Read: Stocktwits set to launch commission-free trading platform to rival Robinhood, others
For Stocktwits’s part, executives of the social-media outfit founded in 2008, don’t view it as stepping into a discount-brokerage donnybrook with the giants of the industry but delivering an opportunity for its community to act on some of the ideas that emerge during their numerous exchanges.
“Brokers are now realizing that free equity trading is now table stakes, especially for people just getting started in investing,” Ian Rosen, CEO of Stocktwits, told MarketWatch in a recent interview.
“Free may help people start, but it takes a social and community aspect to keep the next generation of investors engaged,” he said. Stocktwits members exchange some 150,000 messages daily on average, with 45% of the platform’s roughly 350,000 monthly active users on the site every day, Rosen said.
Still, competition in the realm of offering trading services to personal investors has been brisk, even before Schwab and others lowered fees.
A number of nontraditional brokerage platforms, including Robinhood Markets Inc., already are enticing young investors with some level of free trading.

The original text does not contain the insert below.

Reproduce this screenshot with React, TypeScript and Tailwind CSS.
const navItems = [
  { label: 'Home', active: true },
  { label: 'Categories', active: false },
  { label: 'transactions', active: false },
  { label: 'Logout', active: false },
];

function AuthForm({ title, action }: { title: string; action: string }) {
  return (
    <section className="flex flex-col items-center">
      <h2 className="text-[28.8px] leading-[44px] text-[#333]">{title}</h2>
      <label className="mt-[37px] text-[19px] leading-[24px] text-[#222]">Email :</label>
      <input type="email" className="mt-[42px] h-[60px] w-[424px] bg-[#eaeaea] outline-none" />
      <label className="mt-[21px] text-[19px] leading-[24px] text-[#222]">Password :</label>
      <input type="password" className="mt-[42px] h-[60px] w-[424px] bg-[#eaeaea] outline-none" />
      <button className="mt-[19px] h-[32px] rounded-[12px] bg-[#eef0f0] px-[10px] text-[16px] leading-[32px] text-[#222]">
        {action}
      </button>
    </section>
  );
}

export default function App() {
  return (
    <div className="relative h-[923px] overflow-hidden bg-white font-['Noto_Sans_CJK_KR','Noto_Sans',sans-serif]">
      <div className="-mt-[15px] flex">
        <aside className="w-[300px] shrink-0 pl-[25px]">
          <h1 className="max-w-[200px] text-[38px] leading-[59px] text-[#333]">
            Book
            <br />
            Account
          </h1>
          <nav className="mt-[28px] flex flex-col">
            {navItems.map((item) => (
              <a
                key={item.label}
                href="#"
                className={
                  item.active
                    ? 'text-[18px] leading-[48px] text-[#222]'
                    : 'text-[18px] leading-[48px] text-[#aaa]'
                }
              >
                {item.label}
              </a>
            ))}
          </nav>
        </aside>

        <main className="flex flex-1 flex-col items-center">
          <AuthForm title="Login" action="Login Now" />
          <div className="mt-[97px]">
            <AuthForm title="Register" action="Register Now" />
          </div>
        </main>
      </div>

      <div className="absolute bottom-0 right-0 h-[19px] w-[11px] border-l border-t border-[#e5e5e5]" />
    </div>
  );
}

“The changes taking place across the brokerage industry reflect a focus on the customer that‘s been inherent to Robinhood since the beginning,” said Robinhood spokesman Jack Randall in emailed comments after Schwab’s zero-fee announcement. “We remain focused on offering intuitively designed products that reduce barriers to our financial system, including account minimums and commission fees.”
Rosen said Stocktwits’s Trade App intends to facilitate real-time sharing and learning about investing, which he feels may be lost in the scramble to zero fees by some of the larger competitors and other rivals.

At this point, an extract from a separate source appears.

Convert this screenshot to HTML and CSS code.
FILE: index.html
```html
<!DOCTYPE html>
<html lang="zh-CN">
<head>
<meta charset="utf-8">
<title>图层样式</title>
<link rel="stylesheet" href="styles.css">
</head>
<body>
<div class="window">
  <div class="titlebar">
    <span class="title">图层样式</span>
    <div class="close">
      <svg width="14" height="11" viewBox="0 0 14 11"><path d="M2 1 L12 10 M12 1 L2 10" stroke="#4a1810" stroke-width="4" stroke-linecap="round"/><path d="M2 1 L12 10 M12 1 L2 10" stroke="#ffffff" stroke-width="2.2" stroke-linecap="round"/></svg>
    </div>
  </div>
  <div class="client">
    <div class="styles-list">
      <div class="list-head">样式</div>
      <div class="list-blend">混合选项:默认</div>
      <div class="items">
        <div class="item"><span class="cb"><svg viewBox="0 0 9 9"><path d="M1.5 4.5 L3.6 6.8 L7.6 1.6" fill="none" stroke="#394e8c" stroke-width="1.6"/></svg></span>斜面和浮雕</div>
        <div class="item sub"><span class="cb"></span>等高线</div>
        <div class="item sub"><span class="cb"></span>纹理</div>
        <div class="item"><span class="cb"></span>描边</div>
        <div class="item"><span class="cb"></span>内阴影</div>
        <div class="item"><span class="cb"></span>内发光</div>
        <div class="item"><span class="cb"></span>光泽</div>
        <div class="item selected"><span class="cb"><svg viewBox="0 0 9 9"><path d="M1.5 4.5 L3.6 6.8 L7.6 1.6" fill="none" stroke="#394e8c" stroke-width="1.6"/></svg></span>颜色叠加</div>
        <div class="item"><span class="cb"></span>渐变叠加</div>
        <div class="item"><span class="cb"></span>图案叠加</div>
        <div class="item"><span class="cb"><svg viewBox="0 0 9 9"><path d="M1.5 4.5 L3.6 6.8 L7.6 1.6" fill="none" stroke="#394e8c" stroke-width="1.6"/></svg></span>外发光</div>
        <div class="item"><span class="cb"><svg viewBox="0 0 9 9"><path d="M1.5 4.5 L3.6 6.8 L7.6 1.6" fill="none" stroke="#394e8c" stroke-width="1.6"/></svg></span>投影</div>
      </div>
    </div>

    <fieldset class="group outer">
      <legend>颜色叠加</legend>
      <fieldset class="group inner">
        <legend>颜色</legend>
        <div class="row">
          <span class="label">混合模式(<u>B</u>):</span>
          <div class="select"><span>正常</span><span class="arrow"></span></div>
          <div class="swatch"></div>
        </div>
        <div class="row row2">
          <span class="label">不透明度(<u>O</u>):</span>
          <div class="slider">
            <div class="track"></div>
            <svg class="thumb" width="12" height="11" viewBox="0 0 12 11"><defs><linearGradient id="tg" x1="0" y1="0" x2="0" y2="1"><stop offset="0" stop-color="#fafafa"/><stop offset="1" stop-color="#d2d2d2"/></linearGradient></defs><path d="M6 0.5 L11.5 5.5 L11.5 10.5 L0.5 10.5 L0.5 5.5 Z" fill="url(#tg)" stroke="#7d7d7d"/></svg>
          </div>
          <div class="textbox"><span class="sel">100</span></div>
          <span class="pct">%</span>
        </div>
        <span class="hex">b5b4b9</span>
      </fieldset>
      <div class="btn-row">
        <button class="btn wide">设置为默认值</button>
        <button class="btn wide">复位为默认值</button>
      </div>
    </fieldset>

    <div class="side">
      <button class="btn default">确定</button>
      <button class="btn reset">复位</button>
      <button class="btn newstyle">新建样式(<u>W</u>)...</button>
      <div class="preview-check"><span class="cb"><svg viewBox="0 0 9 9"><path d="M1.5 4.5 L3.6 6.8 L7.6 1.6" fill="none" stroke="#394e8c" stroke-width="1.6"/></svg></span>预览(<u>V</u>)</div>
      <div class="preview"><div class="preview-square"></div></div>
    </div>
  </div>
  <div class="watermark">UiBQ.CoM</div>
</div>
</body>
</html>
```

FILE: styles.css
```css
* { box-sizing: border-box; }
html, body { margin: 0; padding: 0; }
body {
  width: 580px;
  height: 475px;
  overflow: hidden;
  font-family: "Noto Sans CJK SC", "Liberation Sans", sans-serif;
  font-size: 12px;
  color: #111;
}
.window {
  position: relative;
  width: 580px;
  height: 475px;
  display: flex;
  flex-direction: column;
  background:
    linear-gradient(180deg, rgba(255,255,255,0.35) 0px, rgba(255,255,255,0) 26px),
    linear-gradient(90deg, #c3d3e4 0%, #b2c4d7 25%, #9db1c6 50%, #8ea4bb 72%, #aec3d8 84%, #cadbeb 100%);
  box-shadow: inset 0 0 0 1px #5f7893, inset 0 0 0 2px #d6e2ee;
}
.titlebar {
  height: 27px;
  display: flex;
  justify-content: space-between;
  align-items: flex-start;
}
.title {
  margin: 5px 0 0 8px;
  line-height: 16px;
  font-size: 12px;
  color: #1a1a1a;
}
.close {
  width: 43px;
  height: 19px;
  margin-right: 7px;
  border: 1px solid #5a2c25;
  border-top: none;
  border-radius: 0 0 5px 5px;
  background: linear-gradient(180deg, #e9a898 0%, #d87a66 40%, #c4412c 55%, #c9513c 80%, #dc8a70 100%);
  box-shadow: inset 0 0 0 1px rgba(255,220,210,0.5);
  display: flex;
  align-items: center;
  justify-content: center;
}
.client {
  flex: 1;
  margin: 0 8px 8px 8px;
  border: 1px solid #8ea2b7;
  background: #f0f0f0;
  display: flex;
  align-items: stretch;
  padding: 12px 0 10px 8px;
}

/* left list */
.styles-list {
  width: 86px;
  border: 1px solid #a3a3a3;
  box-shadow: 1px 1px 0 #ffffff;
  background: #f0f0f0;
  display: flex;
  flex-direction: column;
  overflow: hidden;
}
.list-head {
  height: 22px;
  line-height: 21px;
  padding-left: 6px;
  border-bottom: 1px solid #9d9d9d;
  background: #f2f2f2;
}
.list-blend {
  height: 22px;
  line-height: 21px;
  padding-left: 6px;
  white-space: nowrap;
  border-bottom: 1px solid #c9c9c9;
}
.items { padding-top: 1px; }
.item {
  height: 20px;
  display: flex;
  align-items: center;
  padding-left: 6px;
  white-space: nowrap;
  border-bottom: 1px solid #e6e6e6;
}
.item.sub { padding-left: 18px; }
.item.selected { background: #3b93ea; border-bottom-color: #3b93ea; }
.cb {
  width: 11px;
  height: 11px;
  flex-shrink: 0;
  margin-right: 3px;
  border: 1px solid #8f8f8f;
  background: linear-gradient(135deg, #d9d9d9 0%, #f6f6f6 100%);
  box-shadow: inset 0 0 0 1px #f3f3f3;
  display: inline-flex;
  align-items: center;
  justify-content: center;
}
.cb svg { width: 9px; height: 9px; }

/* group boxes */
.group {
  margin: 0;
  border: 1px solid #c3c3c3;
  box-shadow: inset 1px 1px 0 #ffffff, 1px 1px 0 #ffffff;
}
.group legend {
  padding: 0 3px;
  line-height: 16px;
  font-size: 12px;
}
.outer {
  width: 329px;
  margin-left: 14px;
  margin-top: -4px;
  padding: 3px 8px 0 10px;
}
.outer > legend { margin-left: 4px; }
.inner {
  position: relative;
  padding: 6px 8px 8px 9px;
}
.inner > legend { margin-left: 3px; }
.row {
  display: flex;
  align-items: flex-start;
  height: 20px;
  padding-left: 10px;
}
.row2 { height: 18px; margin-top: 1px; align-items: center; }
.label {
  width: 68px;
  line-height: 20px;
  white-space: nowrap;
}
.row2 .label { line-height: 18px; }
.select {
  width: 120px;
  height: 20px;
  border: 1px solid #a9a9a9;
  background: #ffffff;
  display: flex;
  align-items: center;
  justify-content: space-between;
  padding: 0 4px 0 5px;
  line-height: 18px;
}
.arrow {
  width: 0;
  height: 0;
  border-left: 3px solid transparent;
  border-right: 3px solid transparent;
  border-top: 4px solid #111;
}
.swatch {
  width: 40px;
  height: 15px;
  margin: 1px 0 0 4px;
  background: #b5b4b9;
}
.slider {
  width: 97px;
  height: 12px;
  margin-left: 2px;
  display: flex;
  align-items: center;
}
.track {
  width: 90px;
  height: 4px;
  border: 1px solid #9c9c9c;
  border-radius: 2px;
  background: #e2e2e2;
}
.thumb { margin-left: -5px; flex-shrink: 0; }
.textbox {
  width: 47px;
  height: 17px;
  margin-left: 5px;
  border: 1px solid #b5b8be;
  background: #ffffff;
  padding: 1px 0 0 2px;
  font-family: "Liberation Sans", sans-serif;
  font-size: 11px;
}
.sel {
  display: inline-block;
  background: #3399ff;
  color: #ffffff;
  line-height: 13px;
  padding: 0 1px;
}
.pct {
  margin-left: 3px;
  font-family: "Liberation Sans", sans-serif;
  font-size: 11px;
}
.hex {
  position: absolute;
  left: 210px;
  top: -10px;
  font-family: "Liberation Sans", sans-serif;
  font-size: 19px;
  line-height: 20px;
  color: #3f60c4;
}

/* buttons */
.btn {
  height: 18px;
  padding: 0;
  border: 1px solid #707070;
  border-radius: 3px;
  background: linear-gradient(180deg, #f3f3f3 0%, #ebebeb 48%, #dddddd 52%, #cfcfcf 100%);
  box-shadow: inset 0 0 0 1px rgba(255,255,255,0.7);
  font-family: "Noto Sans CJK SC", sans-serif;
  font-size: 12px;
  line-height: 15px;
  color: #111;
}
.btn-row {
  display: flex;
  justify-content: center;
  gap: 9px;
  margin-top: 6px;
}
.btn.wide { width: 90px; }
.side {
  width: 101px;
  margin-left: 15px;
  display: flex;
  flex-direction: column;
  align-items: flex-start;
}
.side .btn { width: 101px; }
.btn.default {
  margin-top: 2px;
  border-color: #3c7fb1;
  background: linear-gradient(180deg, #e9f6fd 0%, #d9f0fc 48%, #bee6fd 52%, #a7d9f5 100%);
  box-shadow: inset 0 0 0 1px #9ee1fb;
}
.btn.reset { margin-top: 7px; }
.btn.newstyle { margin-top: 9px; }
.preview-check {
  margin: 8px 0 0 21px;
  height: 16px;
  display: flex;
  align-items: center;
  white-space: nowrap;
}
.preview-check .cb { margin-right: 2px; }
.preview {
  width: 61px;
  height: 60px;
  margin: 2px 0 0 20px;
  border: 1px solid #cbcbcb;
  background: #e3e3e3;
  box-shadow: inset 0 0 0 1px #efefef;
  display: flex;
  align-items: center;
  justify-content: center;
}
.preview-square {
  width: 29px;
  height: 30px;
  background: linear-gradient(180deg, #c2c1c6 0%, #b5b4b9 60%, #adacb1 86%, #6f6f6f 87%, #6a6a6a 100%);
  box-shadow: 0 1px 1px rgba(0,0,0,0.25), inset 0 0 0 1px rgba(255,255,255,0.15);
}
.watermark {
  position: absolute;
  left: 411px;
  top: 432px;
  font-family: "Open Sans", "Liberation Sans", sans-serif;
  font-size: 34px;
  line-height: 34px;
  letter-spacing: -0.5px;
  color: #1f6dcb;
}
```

“We also offer the ability to buy fractional shares in dollar amounts so newer investors,” can afford to buy shares of companies like Amazon and Google-parent Alphabet Inc. GOOGL, +0.98% at $1,188 a share and Amazon.com Inc. AMZN, +0.65%, which has seen its shares trade at around $1,720 on Thursday.
Trade App, will operate as a registered broker-dealer and Stocktwits subsidiary, overseen by the Financial Industry Regulatory Authority. In addition to whole shares, the company will let clients buy and sell fractional stocks.

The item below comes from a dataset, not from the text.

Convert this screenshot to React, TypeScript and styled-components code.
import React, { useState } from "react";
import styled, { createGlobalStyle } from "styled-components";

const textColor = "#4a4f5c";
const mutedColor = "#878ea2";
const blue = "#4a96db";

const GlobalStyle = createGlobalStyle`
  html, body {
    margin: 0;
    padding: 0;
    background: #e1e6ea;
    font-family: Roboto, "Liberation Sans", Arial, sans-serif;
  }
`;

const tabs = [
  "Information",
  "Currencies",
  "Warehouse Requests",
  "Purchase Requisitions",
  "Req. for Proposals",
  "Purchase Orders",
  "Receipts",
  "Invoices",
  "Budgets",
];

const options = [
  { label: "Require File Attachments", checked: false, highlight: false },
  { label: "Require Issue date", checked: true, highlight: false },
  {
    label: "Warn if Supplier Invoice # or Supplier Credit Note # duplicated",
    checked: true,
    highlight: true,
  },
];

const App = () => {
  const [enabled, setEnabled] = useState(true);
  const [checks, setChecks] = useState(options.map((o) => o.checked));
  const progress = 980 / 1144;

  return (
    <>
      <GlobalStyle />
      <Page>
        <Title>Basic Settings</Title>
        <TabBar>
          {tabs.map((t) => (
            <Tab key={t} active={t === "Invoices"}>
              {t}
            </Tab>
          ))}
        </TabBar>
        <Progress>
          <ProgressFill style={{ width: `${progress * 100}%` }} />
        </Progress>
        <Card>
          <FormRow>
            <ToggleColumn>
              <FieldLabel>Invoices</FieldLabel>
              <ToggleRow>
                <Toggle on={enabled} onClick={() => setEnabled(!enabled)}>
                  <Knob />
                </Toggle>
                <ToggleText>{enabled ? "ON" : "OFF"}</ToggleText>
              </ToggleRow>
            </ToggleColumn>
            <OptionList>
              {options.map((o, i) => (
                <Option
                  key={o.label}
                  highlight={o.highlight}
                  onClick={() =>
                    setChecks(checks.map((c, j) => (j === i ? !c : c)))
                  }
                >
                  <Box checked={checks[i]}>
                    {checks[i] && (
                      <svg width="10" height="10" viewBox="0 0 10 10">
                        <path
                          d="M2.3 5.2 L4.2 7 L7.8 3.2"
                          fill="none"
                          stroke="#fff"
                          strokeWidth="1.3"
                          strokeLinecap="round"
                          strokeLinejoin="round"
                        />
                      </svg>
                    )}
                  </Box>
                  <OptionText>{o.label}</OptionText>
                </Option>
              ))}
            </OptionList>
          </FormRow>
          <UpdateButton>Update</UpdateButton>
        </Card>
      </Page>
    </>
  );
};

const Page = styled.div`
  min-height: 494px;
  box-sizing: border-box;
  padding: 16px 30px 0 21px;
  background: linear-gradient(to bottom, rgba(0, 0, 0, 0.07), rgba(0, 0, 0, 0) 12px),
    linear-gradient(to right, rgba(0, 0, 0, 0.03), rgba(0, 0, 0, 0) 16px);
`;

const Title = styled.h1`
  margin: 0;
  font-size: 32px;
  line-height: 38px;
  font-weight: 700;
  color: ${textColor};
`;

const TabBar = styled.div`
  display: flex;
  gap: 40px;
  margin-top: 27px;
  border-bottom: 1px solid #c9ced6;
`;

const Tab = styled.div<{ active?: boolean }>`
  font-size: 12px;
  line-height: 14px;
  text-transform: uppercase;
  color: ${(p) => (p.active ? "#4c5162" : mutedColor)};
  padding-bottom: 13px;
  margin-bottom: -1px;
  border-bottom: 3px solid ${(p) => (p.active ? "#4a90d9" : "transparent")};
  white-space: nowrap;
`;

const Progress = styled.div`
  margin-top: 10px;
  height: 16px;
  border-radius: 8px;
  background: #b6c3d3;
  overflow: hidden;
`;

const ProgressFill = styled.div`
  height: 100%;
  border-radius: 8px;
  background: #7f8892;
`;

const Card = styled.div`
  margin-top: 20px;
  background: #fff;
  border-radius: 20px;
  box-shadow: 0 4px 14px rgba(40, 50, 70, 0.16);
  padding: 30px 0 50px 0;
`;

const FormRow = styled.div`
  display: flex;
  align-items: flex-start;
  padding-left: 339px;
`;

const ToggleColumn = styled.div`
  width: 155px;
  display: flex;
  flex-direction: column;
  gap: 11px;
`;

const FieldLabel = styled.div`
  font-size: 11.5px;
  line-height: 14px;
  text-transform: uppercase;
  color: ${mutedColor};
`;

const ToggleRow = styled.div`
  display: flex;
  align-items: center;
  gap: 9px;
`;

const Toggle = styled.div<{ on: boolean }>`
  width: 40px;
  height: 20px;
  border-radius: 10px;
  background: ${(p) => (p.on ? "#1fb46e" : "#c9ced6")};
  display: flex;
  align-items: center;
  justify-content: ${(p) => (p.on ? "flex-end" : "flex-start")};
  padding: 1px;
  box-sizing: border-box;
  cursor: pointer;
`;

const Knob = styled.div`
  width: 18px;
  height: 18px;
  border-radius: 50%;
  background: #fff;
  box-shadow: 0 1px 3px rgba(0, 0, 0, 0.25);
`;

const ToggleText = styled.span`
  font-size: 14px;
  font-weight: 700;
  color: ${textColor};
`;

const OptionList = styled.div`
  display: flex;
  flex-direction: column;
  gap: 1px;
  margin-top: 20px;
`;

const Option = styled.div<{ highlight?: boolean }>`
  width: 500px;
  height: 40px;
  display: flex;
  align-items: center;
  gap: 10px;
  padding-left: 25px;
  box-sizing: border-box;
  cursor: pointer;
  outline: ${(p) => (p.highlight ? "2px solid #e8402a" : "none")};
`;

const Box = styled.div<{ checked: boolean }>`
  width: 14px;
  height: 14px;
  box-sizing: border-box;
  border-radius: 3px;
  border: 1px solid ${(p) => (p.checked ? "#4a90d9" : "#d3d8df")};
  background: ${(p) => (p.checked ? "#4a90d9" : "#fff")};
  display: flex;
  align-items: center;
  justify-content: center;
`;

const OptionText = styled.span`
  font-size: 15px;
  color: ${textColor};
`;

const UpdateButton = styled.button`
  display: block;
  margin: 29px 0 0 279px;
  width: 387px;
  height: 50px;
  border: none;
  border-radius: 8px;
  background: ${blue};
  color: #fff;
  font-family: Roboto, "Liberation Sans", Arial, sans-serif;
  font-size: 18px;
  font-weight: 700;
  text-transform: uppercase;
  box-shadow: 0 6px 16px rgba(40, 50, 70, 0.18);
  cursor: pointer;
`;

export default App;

Check out: The downside of Charles Schwab free-commission trading
Rosen says the platform will roll out on Apple Inc.’s IOS and eventually expand to other platforms.
“We think when we look at other platforms out there, we actually have a deep committed community,” the Stocktwits CEO said. “People want to commiserate the lows and celebrate the highs,” he said about his users’s desire to interact on the Trade App platform.
Certainly, highs and lows have been front and center for investors, with the Dow Jones Industrial Average DJIA, +0.47%, the S&P 500 index SPX, +0.80% and the Nasdaq Composite COMP, +1.12% producing their worst start to a quarter on Wednesday since the 2008-09 financial crisis.